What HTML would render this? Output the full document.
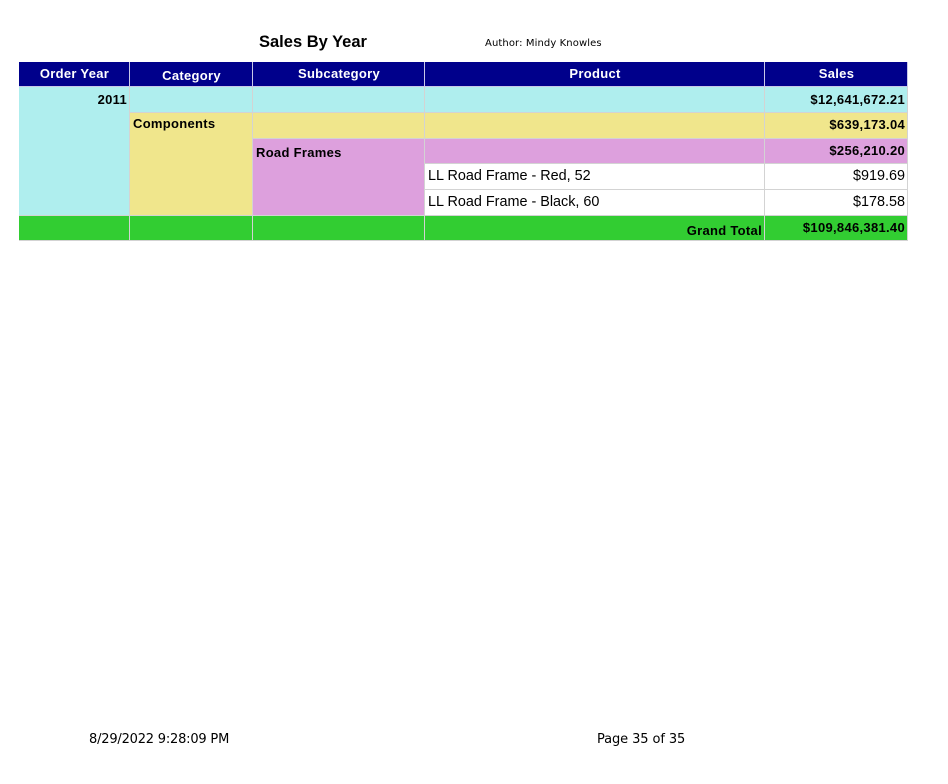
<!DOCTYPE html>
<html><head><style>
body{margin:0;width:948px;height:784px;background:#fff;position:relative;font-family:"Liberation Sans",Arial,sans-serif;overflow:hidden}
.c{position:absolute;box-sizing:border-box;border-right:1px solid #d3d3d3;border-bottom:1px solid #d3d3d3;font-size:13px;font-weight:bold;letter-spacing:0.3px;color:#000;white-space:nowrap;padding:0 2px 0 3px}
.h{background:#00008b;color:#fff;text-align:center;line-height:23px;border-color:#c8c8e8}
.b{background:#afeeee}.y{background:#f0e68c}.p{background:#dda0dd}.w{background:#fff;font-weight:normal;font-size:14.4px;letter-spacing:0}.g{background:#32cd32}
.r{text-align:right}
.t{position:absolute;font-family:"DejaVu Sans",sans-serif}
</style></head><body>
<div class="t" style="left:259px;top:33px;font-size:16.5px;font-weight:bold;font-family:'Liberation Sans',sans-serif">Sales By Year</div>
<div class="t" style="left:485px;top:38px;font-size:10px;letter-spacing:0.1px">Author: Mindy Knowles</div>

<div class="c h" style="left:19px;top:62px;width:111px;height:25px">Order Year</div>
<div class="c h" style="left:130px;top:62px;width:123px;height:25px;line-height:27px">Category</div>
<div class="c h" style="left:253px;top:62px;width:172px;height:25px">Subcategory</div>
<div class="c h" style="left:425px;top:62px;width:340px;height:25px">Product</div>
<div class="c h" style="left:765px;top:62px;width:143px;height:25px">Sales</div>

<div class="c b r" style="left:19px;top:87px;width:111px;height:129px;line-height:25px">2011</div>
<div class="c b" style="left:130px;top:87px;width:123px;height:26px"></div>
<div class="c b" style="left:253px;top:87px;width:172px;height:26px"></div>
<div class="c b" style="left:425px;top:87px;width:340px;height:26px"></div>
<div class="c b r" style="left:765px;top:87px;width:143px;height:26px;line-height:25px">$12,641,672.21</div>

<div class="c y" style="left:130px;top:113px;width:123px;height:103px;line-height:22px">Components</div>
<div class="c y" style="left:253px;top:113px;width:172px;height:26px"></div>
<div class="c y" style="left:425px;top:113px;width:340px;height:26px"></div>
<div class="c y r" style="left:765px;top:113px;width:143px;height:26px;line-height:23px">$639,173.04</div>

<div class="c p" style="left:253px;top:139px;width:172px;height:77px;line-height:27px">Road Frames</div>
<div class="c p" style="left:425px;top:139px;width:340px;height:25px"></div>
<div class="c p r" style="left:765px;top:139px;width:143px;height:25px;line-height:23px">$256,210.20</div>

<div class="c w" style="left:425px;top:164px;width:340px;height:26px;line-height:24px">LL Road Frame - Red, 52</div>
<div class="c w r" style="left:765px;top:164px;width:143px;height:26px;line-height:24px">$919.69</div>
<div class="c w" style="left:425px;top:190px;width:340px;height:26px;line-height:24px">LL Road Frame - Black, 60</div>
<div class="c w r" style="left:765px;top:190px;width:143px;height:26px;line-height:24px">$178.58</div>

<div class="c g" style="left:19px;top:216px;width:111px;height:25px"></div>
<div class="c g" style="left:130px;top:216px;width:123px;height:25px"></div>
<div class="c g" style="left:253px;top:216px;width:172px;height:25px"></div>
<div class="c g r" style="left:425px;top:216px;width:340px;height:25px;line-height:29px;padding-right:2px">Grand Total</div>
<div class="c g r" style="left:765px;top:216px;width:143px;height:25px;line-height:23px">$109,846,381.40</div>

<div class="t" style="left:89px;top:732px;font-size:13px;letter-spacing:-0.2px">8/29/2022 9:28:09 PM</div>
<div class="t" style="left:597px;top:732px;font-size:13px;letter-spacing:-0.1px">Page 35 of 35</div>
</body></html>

> _Goal of the exercise_
Print the whole listing above once more, word for word, without its pictures.

> _Solution for this problem_
What HTML would render this? Output the full document.
<!DOCTYPE html>
<html><head><style>
body{margin:0;width:948px;height:784px;background:#fff;position:relative;font-family:"Liberation Sans",Arial,sans-serif;overflow:hidden}
.c{position:absolute;box-sizing:border-box;border-right:1px solid #d3d3d3;border-bottom:1px solid #d3d3d3;font-size:13px;font-weight:bold;letter-spacing:0.3px;color:#000;white-space:nowrap;padding:0 2px 0 3px}
.h{background:#00008b;color:#fff;text-align:center;line-height:23px;border-color:#c8c8e8}
.b{background:#afeeee}.y{background:#f0e68c}.p{background:#dda0dd}.w{background:#fff;font-weight:normal;font-size:14.4px;letter-spacing:0}.g{background:#32cd32}
.r{text-align:right}
.t{position:absolute;font-family:"DejaVu Sans",sans-serif}
</style></head><body>
<div class="t" style="left:259px;top:33px;font-size:16.5px;font-weight:bold;font-family:'Liberation Sans',sans-serif">Sales By Year</div>
<div class="t" style="left:485px;top:38px;font-size:10px;letter-spacing:0.1px">Author: Mindy Knowles</div>

<div class="c h" style="left:19px;top:62px;width:111px;height:25px">Order Year</div>
<div class="c h" style="left:130px;top:62px;width:123px;height:25px;line-height:27px">Category</div>
<div class="c h" style="left:253px;top:62px;width:172px;height:25px">Subcategory</div>
<div class="c h" style="left:425px;top:62px;width:340px;height:25px">Product</div>
<div class="c h" style="left:765px;top:62px;width:143px;height:25px">Sales</div>

<div class="c b r" style="left:19px;top:87px;width:111px;height:129px;line-height:25px">2011</div>
<div class="c b" style="left:130px;top:87px;width:123px;height:26px"></div>
<div class="c b" style="left:253px;top:87px;width:172px;height:26px"></div>
<div class="c b" style="left:425px;top:87px;width:340px;height:26px"></div>
<div class="c b r" style="left:765px;top:87px;width:143px;height:26px;line-height:25px">$12,641,672.21</div>

<div class="c y" style="left:130px;top:113px;width:123px;height:103px;line-height:22px">Components</div>
<div class="c y" style="left:253px;top:113px;width:172px;height:26px"></div>
<div class="c y" style="left:425px;top:113px;width:340px;height:26px"></div>
<div class="c y r" style="left:765px;top:113px;width:143px;height:26px;line-height:23px">$639,173.04</div>

<div class="c p" style="left:253px;top:139px;width:172px;height:77px;line-height:27px">Road Frames</div>
<div class="c p" style="left:425px;top:139px;width:340px;height:25px"></div>
<div class="c p r" style="left:765px;top:139px;width:143px;height:25px;line-height:23px">$256,210.20</div>

<div class="c w" style="left:425px;top:164px;width:340px;height:26px;line-height:24px">LL Road Frame - Red, 52</div>
<div class="c w r" style="left:765px;top:164px;width:143px;height:26px;line-height:24px">$919.69</div>
<div class="c w" style="left:425px;top:190px;width:340px;height:26px;line-height:24px">LL Road Frame - Black, 60</div>
<div class="c w r" style="left:765px;top:190px;width:143px;height:26px;line-height:24px">$178.58</div>

<div class="c g" style="left:19px;top:216px;width:111px;height:25px"></div>
<div class="c g" style="left:130px;top:216px;width:123px;height:25px"></div>
<div class="c g" style="left:253px;top:216px;width:172px;height:25px"></div>
<div class="c g r" style="left:425px;top:216px;width:340px;height:25px;line-height:29px;padding-right:2px">Grand Total</div>
<div class="c g r" style="left:765px;top:216px;width:143px;height:25px;line-height:23px">$109,846,381.40</div>

<div class="t" style="left:89px;top:732px;font-size:13px;letter-spacing:-0.2px">8/29/2022 9:28:09 PM</div>
<div class="t" style="left:597px;top:732px;font-size:13px;letter-spacing:-0.1px">Page 35 of 35</div>
</body></html>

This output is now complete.